I guess this is a good time to eat my words, because the article shows
quite a lot of improvements, not just in expanded functionality but also
in query coverage. So there is great improvement.
Having said that, I guess it is no surprise that it can still be
improved upon.
The repro script Eric posted (on June 13th) inserted 10,000 rows (4MB)
in tbl_detail, which - for performance testing - is rather few and table
size rather small. So I expanded this to 1 millions rows (421MB).

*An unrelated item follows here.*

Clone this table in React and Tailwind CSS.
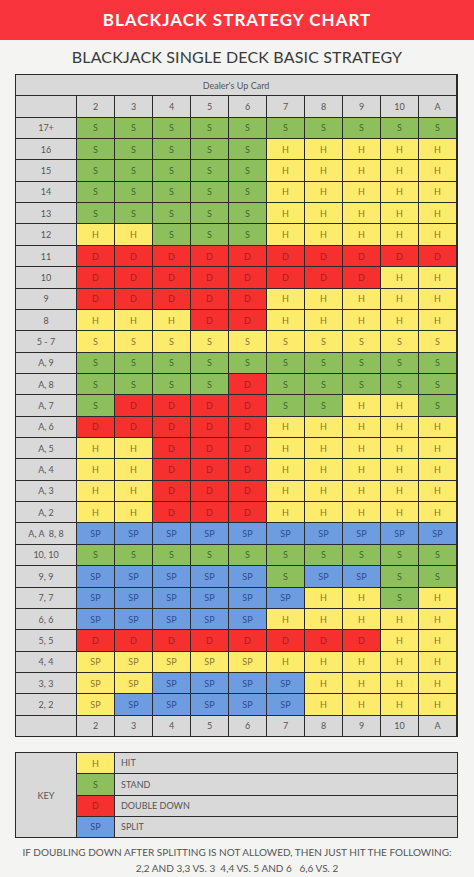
import React from "react";

const cols = ["2", "3", "4", "5", "6", "7", "8", "9", "10", "A"];

const rows = [
  ["17+", "SSSSSSSSSS"],
  ["16", "SSSSSHHHHH"],
  ["15", "SSSSSHHHHH"],
  ["14", "SSSSSHHHHH"],
  ["13", "SSSSSHHHHH"],
  ["12", "HHSSSHHHHH"],
  ["11", "DDDDDDDDDD"],
  ["10", "DDDDDDDDHH"],
  ["9", "DDDDDHHHHH"],
  ["8", "HHHDDHHHHH"],
  ["5 - 7", "ZZZZZZZZZZ"],
  ["A, 9", "SSSSSSSSSS"],
  ["A, 8", "SSSSDSSSSS"],
  ["A, 7", "SDDDDSSHHS"],
  ["A, 6", "DDDDDHHHHH"],
  ["A, 5", "HHDDDHHHHH"],
  ["A, 4", "HHDDDHHHHH"],
  ["A, 3", "HHDDDHHHHH"],
  ["A, 2", "HHDDDHHHHH"],
  ["A, A  8, 8", "PPPPPPPPPP"],
  ["10, 10", "SSSSSSSSSS"],
  ["9, 9", "PPPPPSPPSS"],
  ["7, 7", "PPPPPPHHSH"],
  ["6, 6", "PPPPPHHHHH"],
  ["5, 5", "DDDDDDDDHH"],
  ["4, 4", "YYYYYHHHHH"],
  ["3, 3", "YYPPPPHHHH"],
  ["2, 2", "YPPPPPHHHH"],
];

const styles = {
  H: { cls: "bg-[#fdeb6b] text-[#8a7733]", t: "H" },
  S: { cls: "bg-[#8dc05d] text-[#3f6a2c]", t: "S" },
  D: { cls: "bg-[#f5302f] text-[#a3201f]", t: "D" },
  P: { cls: "bg-[#6e9ce0] text-[#2c4f8e]", t: "SP" },
  Y: { cls: "bg-[#fdeb6b] text-[#8a7733]", t: "SP" },
  Z: { cls: "bg-[#fdeb6b] text-[#8a7733]", t: "S" },
};

const cell = "flex items-center justify-center text-[9px] leading-none";

export default function App() {
  return (
    <div
      className="w-[474px] h-[877px] bg-[#f4f4f2] flex flex-col"
      style={{ fontFamily: "Lato, 'Open Sans', sans-serif" }}
    >
      <div className="h-[40px] bg-[#f9343c] flex items-center justify-center">
        <span className="text-white text-[17px] font-bold tracking-[0.06em]">
          BLACKJACK STRATEGY CHART
        </span>
      </div>
      <div className="h-[34px] flex items-center justify-center">
        <span className="text-[#3a3a3a] text-[16px] tracking-[0.01em]">
          BLACKJACK SINGLE DECK BASIC STRATEGY
        </span>
      </div>

      <div className="mx-[15px] w-[443px] h-[663px] grid grid-cols-[60px_repeat(10,37px)] grid-rows-[repeat(31,1fr)] gap-px bg-[#2b2b2b] border border-[#2b2b2b]">
        <div className={`${cell} col-span-11 bg-[#d9d9d9] text-[#555] text-[9px]`}>
          Dealer's Up Card
        </div>
        <div className="bg-[#d9d9d9]" />
        {cols.map((c) => (
          <div key={"h" + c} className={`${cell} bg-[#d9d9d9] text-[#555]`}>
            {c}
          </div>
        ))}
        {rows.map(([label, codes]) => (
          <React.Fragment key={label}>
            <div className={`${cell} bg-[#d9d9d9] text-[#555] whitespace-pre`}>{label}</div>
            {codes.split("").map((k, i) => (
              <div key={i} className={`${cell} ${styles[k].cls}`}>
                {styles[k].t}
              </div>
            ))}
          </React.Fragment>
        ))}
        <div className="bg-[#d9d9d9]" />
        {cols.map((c) => (
          <div key={"f" + c} className={`${cell} bg-[#d9d9d9] text-[#555]`}>
            {c}
          </div>
        ))}
      </div>

      <div className="mt-[15px] mx-[15px] w-[443px] h-[86px] grid grid-cols-[60px_37px_1fr] grid-rows-4 gap-px bg-[#2b2b2b] border border-[#2b2b2b]">
        <div className={`${cell} row-span-4 bg-[#d9d9d9] text-[#555]`}>KEY</div>
        <div className={`${cell} ${styles.H.cls}`}>H</div>
        <div className="bg-[#d9d9d9] text-[#555] text-[9px] flex items-center pl-[6px]">HIT</div>
        <div className={`${cell} ${styles.S.cls}`}>S</div>
        <div className="bg-[#d9d9d9] text-[#555] text-[9px] flex items-center pl-[6px]">STAND</div>
        <div className={`${cell} ${styles.D.cls}`}>D</div>
        <div className="bg-[#d9d9d9] text-[#555] text-[9px] flex items-center pl-[6px]">DOUBLE DOWN</div>
        <div className={`${cell} ${styles.P.cls}`}>SP</div>
        <div className="bg-[#d9d9d9] text-[#555] text-[9px] flex items-center pl-[6px]">SPLIT</div>
      </div>

      <div className="mt-[6px] flex flex-col items-center text-[#555] text-[10px] leading-[16px] whitespace-pre">
        <span>IF DOUBLING DOWN AFTER SPLITTING IS NOT ALLOWED, THEN JUST HIT THE FOLLOWING:</span>
        <span>{"2,2 AND 3,3 VS. 3  4,4 VS. 5 AND 6   6,6 VS. 2"}</span>
      </div>
    </div>
  );
}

Now
the query optimizer really has a reason to thouroughly search for the
optimal plan, because scanning the table will take a considerable amount
of time.
Yet the query
select a.month_begin_date , b.client_id , b.client_desc , sum(sales)
as sales
from dbo.tbl_detail a
inner join dbo.client_dim b on a.client_id = b.client_id
inner join time_dim t on t.month_begin_date = a.month_begin_date
where b.client_desc = 'A0000001TEST'
and t.date_number between '20060601' and '20060630'
group by a.month_begin_date, b.client_id , b.client_desc
still uses the base table, and on my machine completes after 52632
logical reads in 41 seconds.
It looks like the optimizer does not recognize that the view can be
used, because the query
select a.month_begin_date , b.client_id , b.client_desc , sum(sales)
as sales
from mv_summary a
inner join dbo.client_dim b on a.client_id = b.client_id
inner join time_dim t on t.month_begin_date = a.month_begin_date
where b.client_desc = 'A0000001TEST'
and t.date_number between '20060601' and '20060630'
group by a.month_begin_date, b.client_id , b.client_desc
does use the indexed view, returns the same result and completes after 3
logical reads in 5 ms.
Gert-Jan
Kalen Delaney wrote:
> Hi Gert-Jan
> The optimizer, since version 6.5, rarely does a full optimize, as this would
> just be too expensive. It basically starts looking for a 'good' plan,
> starting with something simple and getting more and more complex. Checking
> to see of there is a match between the query graph of your query and the
> query graphs for all existing indexed views is way down on the list. So if
> the optimizer thinks it has a good enough plan before it gets that far, it
> stops looking and will never even consider the indexed view.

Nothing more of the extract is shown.